Quais são as principais qualidades que um produtor musical deve ter? O talento tem de estar lá, mas ninguém nasce ensinado, são precisas muitas horas de trabalho para puxar a carroça da inteligência musical. O conhecimento daquilo que o rodeia também é importante, o que se anda a fazer, o que já se fez e o que aponta para o futuro. E há uma característica que é fulcral para o trabalho de um produtor com outros artistas: a sua capacidade de saber ler as pessoas, traduzir os desejos dos artistas em ritmos e melodias em sintonia com essa visão. E no que toca a Lunn, confirmam-se todas estas qualidades.
Manel Morgado não é nenhum novato nestas andanças. Cresceu numa família de artistas e recebeu a primeira bateria aos 10 anos. Não largou as baquetas durante uma década, passando por várias bandas, serpenteando por géneros como metal, indie e punk. Infelizmente, esses projectos ficaram pelo caminho, mas a sua curiosidade e amor pela música manteve-se resoluto: trocou o bombo e as tarolas por computadores e DAWs, já com uma bagagem musical que ficaria para a vida.
Depois de três anos num curso intensivo e autodidacta de Ableton Live, surgiu o primeiro projecto, CCC. Editado no final de 2018, esta beat tape é o ponto de partida para perceber a produção musical de Morgado. O seu percurso enquanto baterista tornou-o especialista em saber ocupar o espaço sonoro, e nesta estreia em nome próprio, ouvimos um projecto orgânico, com beats aéreos, mas muito atarefados. Sediado na música electrónica, aliando uma sensibilidade pop a uma experimentação frenética, CCC é uma procura do movimento sonoro perpétuo.

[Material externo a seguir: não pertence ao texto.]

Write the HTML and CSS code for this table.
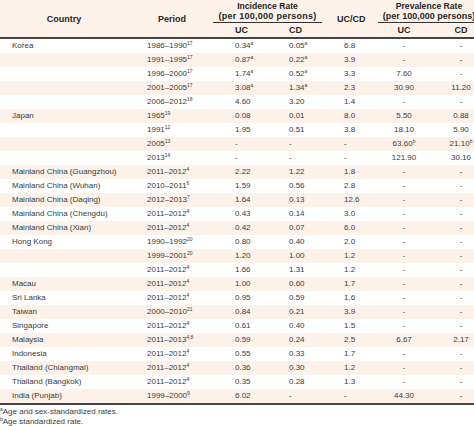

Em 2021, a electrónica de Lunn ganha uma nova roupagem através do projecto colaborativo com Harold — engenhoso rapper dos extintos GROGNation. Mãe Um Dia Eu Ganho Um Diamante é um disco em que a abordagem musical de Morgado se funde com hip hop, numa produção discretamente competente, que dá espaço aos que por cima dela discorrem para se libertarem. Não é inócua mas sim flexível, formando um EP que deve muito ao trap, em que as valências melódicas e de construção musical de Lunn transparecem e rivalizam a entrega metódica de Harold. Além deste projecto, Lunn iniciou em 2021 uma parceria que continua até aos dias de hoje, colaborando com L-ALI em vários dos temas do EP Raramente Satisfeito.

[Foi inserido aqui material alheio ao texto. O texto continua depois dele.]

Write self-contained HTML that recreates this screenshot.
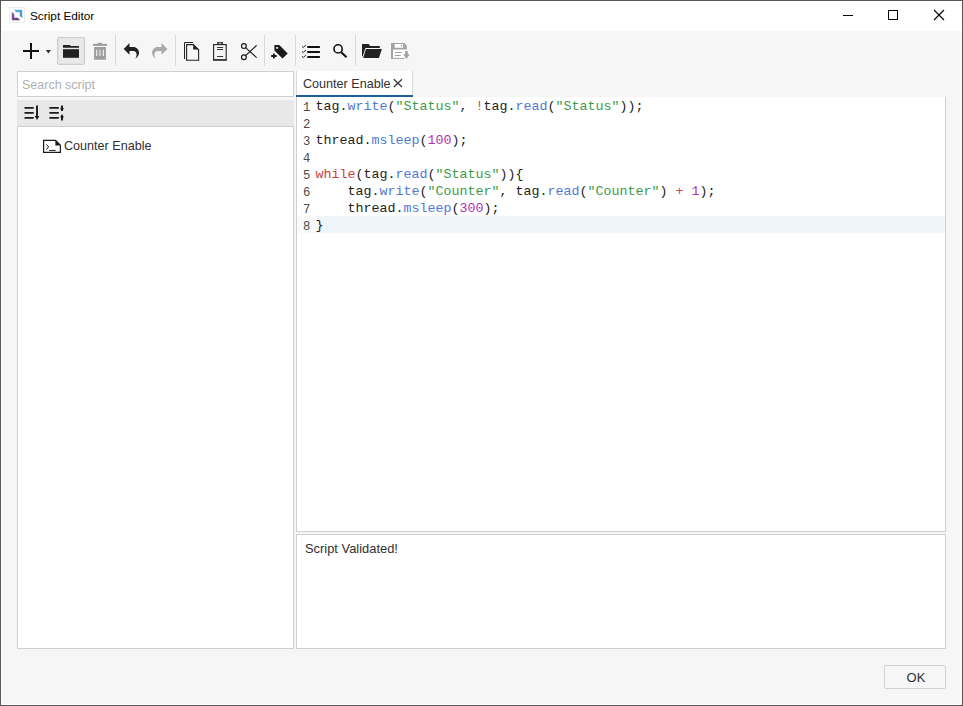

Foi com L-ALI e outros artistas que Morgado fundou a MUNNHOUSE em 2022, uma casa de produção criativa no seio de Lisboa que conta com um elenco recheado de talento, composto por nomes como xtinto, João Maia Ferreira, Kidonov ou Beiro. Há muito empreendedorismo por trás da MUNNHOUSE, uma procura em estabelecer parcerias frutíferas com criativos de vários caminhos diferentes, uma visão holística do processo musical. E mostra que a ambição de Lunn não se fica pelos instrumentais.

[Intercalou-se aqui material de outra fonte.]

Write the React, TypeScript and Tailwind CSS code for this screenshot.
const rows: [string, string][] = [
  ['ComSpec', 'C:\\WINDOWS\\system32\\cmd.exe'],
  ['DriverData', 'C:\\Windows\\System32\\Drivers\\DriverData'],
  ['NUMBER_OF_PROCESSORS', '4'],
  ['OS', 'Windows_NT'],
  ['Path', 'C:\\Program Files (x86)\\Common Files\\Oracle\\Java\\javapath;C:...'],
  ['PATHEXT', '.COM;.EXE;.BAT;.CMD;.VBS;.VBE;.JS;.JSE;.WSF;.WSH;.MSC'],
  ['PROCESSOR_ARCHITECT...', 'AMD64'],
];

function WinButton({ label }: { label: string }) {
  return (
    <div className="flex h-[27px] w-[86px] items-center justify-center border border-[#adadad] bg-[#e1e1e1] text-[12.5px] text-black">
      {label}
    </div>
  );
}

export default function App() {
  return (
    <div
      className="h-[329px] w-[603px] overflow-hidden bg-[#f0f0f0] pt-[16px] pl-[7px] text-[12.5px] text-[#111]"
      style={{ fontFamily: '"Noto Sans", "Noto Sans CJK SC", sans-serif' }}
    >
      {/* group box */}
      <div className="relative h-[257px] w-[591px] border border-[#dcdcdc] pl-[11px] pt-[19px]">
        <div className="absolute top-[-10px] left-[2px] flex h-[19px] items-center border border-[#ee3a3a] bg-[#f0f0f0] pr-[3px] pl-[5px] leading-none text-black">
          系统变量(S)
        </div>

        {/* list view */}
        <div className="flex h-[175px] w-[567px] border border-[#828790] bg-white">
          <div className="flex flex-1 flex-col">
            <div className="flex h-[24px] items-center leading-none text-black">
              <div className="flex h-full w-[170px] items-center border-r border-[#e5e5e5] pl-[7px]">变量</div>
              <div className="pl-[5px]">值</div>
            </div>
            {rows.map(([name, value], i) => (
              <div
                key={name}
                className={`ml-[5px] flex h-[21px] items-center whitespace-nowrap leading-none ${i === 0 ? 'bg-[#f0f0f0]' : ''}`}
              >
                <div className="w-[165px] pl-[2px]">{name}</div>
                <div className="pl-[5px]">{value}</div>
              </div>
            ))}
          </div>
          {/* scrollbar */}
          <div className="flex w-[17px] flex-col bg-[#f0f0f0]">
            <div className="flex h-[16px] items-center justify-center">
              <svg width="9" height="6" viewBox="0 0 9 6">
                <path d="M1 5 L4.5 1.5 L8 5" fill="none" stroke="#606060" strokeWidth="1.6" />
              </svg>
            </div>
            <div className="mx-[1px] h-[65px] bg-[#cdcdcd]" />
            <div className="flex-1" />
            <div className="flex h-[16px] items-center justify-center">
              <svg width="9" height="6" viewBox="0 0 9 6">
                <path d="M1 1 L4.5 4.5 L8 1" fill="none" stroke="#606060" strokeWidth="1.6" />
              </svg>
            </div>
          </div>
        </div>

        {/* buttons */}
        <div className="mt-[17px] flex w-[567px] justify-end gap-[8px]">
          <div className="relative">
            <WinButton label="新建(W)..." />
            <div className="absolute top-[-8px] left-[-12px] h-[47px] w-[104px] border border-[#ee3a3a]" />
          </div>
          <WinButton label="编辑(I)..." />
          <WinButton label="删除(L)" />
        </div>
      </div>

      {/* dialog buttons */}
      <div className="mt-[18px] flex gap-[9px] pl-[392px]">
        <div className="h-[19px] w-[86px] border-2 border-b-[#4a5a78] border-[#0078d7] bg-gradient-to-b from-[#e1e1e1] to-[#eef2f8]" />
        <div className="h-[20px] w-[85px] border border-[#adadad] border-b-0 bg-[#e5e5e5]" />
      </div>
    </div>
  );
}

2023 foi um ano muito ocupado para Morgado. Além de contar com várias participações no fulminante Latência de xtinto e de colaborar em SENSOREAL, álbum de estreia de Rita Vian, inscreveu o seu nome no EP Balanço, em que se atirou para a pista de dança na companha de L-ALI. Este projecto é um exemplo da cumplicidade entre os dois artistas, especialmente evidenciado na delícia percussionista de “Retina”. A produção de Lunn começa aqui a ganhar contornos mais quentes, uma efervescência calorosa que é cada vez mais uma imagem de marca do seu trabalho. Mas o passo mais importante da carreira de Lunn chega com o lançamento do seu primeiro single em nome próprio, “Eclipse”. Com letras de Ellanor, L-ALI e xtinto, o sample saudosista de cordas mantém-se altivo no meio de 808s pisados, com uma batida cirurgicamente adequada a cada um dos convidados. Chama-nos para dançar sem nunca verdadeiramente o fazer, mais um bom exemplo de como Morgado sabe acolchoar um espaço, munido de uma panóplia de percussões que se ouvem como pequenos detalhes que nunca passam despercebidos.
Com “Nada”, Lunn abriu o novo ano em boa forma, acompanhado da voz doce de JÜRA, uma música que se transfigura ao longo da sua duração, metálica mas convidativa, pronta para afastar o Inverno e chamar o Sol com afinco. Com um disco de estreia planeado para breve, afigura-se que 2025 será mais um ano atarefado para este artista e a sua produção multifacetada.